EXERCISE BRIEF:
Return the material word for word. Do not include pictures.
--- Begin ---
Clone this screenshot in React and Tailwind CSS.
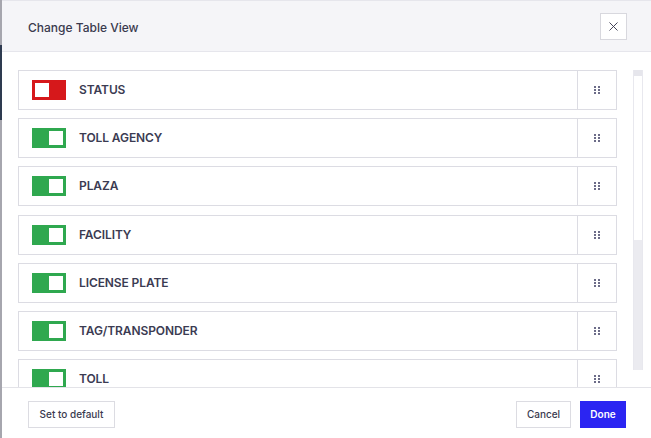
import React from 'react'
import { X } from 'lucide-react'

const columns = [
  { label: 'STATUS', on: false },
  { label: 'TOLL AGENCY', on: true },
  { label: 'PLAZA', on: true },
  { label: 'FACILITY', on: true },
  { label: 'LICENSE PLATE', on: true },
  { label: 'TAG/TRANSPONDER', on: true },
  { label: 'TOLL', on: true },
]

const Toggle = ({ on }) => (
  <div
    className={`flex h-[20px] w-[34px] p-[3px] ${on ? 'justify-end bg-[#2fa84f]' : 'justify-start bg-[#d6181b]'}`}
  >
    <div className="h-full w-[14px] bg-white" />
  </div>
)

const DragHandle = () => (
  <div className="grid grid-cols-2 gap-x-[2px] gap-y-[1px]">
    {[0, 1, 2, 3, 4, 5].map((i) => (
      <span key={i} className="block h-[2px] w-[2px] bg-[#6c6c88]" />
    ))}
  </div>
)

const ColumnRow = ({ label, on }) => (
  <div className="flex h-[40px] shrink-0 border border-[#dcdce3] bg-white">
    <div className="flex flex-1 items-center gap-[13px] pl-[13px]">
      <Toggle on={on} />
      <span className="text-[12px] font-semibold tracking-[-0.1px] text-[#3b3b52]">{label}</span>
    </div>
    <div className="flex w-[39px] items-center justify-center border-l border-[#dcdce3]">
      <DragHandle />
    </div>
  </div>
)

export default function App() {
  return (
    <div
      className="flex h-[438px] w-[651px] overflow-hidden bg-white"
      style={{ fontFamily: 'Inter, "Noto Sans", sans-serif' }}
    >
      {/* backdrop sliver */}
      <div className="flex w-[2px] flex-col bg-[#a6a6ae]">
        <div className="h-[45px]" />
        <div className="h-[75px] bg-[#2e3b50]" />
      </div>

      <div className="flex flex-1 flex-col bg-white">
        {/* Header */}
        <div className="flex h-[52px] shrink-0 items-center justify-between border-t border-b border-[#e6e6ec] bg-[#f5f5f8] pl-[26px] pr-[24px]">
          <h3 className="pt-[3px] text-[12px] font-medium text-[#3a3a4e]">Change Table View</h3>
          <button className="mt-[1px] flex h-[27px] w-[27px] items-center justify-center border border-[#d8d8de] bg-white text-[#3a3a4e]">
            <X size={15} strokeWidth={1.5} />
          </button>
        </div>

        {/* Body */}
        <div className="flex h-[335px] shrink-0 overflow-hidden">
          <div className="flex w-[615px] flex-col gap-[8.2px] pl-[16px] pt-[18px]">
            {columns.map((c) => (
              <ColumnRow key={c.label} {...c} />
            ))}
          </div>
          <div className="ml-[16px] mt-[18px] flex h-[300px] w-[10px] flex-col border-x border-[#e8e8ee]">
            <div className="h-[6px] bg-[#e6e6ec]" />
            <div className="flex-1" />
            <div className="h-[130px] bg-[#ebebf0]" />
          </div>
        </div>

        {/* Footer */}
        <div className="flex flex-1 items-start justify-between border-t border-[#e3e3e8] bg-white pl-[26px] pr-[25px] pt-[13px]">
          <button className="h-[27px] w-[87px] border border-[#dcdce2] bg-white text-[10px] font-medium text-[#3a3a4e]">
            Set to default
          </button>
          <div className="flex gap-[9px]">
            <button className="h-[27px] w-[55px] border border-[#dcdce2] bg-white text-[10px] font-medium text-[#3a3a4e]">
              Cancel
            </button>
            <button className="h-[27px] w-[46px] bg-[#2b25f2] text-[10px] font-semibold text-white">
              Done
            </button>
          </div>
        </div>
      </div>
    </div>
  )
}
--- End ---
WRITTEN ANSWER:
Clone this screenshot in React and Tailwind CSS.
import React from 'react'
import { X } from 'lucide-react'

const columns = [
  { label: 'STATUS', on: false },
  { label: 'TOLL AGENCY', on: true },
  { label: 'PLAZA', on: true },
  { label: 'FACILITY', on: true },
  { label: 'LICENSE PLATE', on: true },
  { label: 'TAG/TRANSPONDER', on: true },
  { label: 'TOLL', on: true },
]

const Toggle = ({ on }) => (
  <div
    className={`flex h-[20px] w-[34px] p-[3px] ${on ? 'justify-end bg-[#2fa84f]' : 'justify-start bg-[#d6181b]'}`}
  >
    <div className="h-full w-[14px] bg-white" />
  </div>
)

const DragHandle = () => (
  <div className="grid grid-cols-2 gap-x-[2px] gap-y-[1px]">
    {[0, 1, 2, 3, 4, 5].map((i) => (
      <span key={i} className="block h-[2px] w-[2px] bg-[#6c6c88]" />
    ))}
  </div>
)

const ColumnRow = ({ label, on }) => (
  <div className="flex h-[40px] shrink-0 border border-[#dcdce3] bg-white">
    <div className="flex flex-1 items-center gap-[13px] pl-[13px]">
      <Toggle on={on} />
      <span className="text-[12px] font-semibold tracking-[-0.1px] text-[#3b3b52]">{label}</span>
    </div>
    <div className="flex w-[39px] items-center justify-center border-l border-[#dcdce3]">
      <DragHandle />
    </div>
  </div>
)

export default function App() {
  return (
    <div
      className="flex h-[438px] w-[651px] overflow-hidden bg-white"
      style={{ fontFamily: 'Inter, "Noto Sans", sans-serif' }}
    >
      {/* backdrop sliver */}
      <div className="flex w-[2px] flex-col bg-[#a6a6ae]">
        <div className="h-[45px]" />
        <div className="h-[75px] bg-[#2e3b50]" />
      </div>

      <div className="flex flex-1 flex-col bg-white">
        {/* Header */}
        <div className="flex h-[52px] shrink-0 items-center justify-between border-t border-b border-[#e6e6ec] bg-[#f5f5f8] pl-[26px] pr-[24px]">
          <h3 className="pt-[3px] text-[12px] font-medium text-[#3a3a4e]">Change Table View</h3>
          <button className="mt-[1px] flex h-[27px] w-[27px] items-center justify-center border border-[#d8d8de] bg-white text-[#3a3a4e]">
            <X size={15} strokeWidth={1.5} />
          </button>
        </div>

        {/* Body */}
        <div className="flex h-[335px] shrink-0 overflow-hidden">
          <div className="flex w-[615px] flex-col gap-[8.2px] pl-[16px] pt-[18px]">
            {columns.map((c) => (
              <ColumnRow key={c.label} {...c} />
            ))}
          </div>
          <div className="ml-[16px] mt-[18px] flex h-[300px] w-[10px] flex-col border-x border-[#e8e8ee]">
            <div className="h-[6px] bg-[#e6e6ec]" />
            <div className="flex-1" />
            <div className="h-[130px] bg-[#ebebf0]" />
          </div>
        </div>

        {/* Footer */}
        <div className="flex flex-1 items-start justify-between border-t border-[#e3e3e8] bg-white pl-[26px] pr-[25px] pt-[13px]">
          <button className="h-[27px] w-[87px] border border-[#dcdce2] bg-white text-[10px] font-medium text-[#3a3a4e]">
            Set to default
          </button>
          <div className="flex gap-[9px]">
            <button className="h-[27px] w-[55px] border border-[#dcdce2] bg-white text-[10px] font-medium text-[#3a3a4e]">
              Cancel
            </button>
            <button className="h-[27px] w-[46px] bg-[#2b25f2] text-[10px] font-semibold text-white">
              Done
            </button>
          </div>
        </div>
      </div>
    </div>
  )
}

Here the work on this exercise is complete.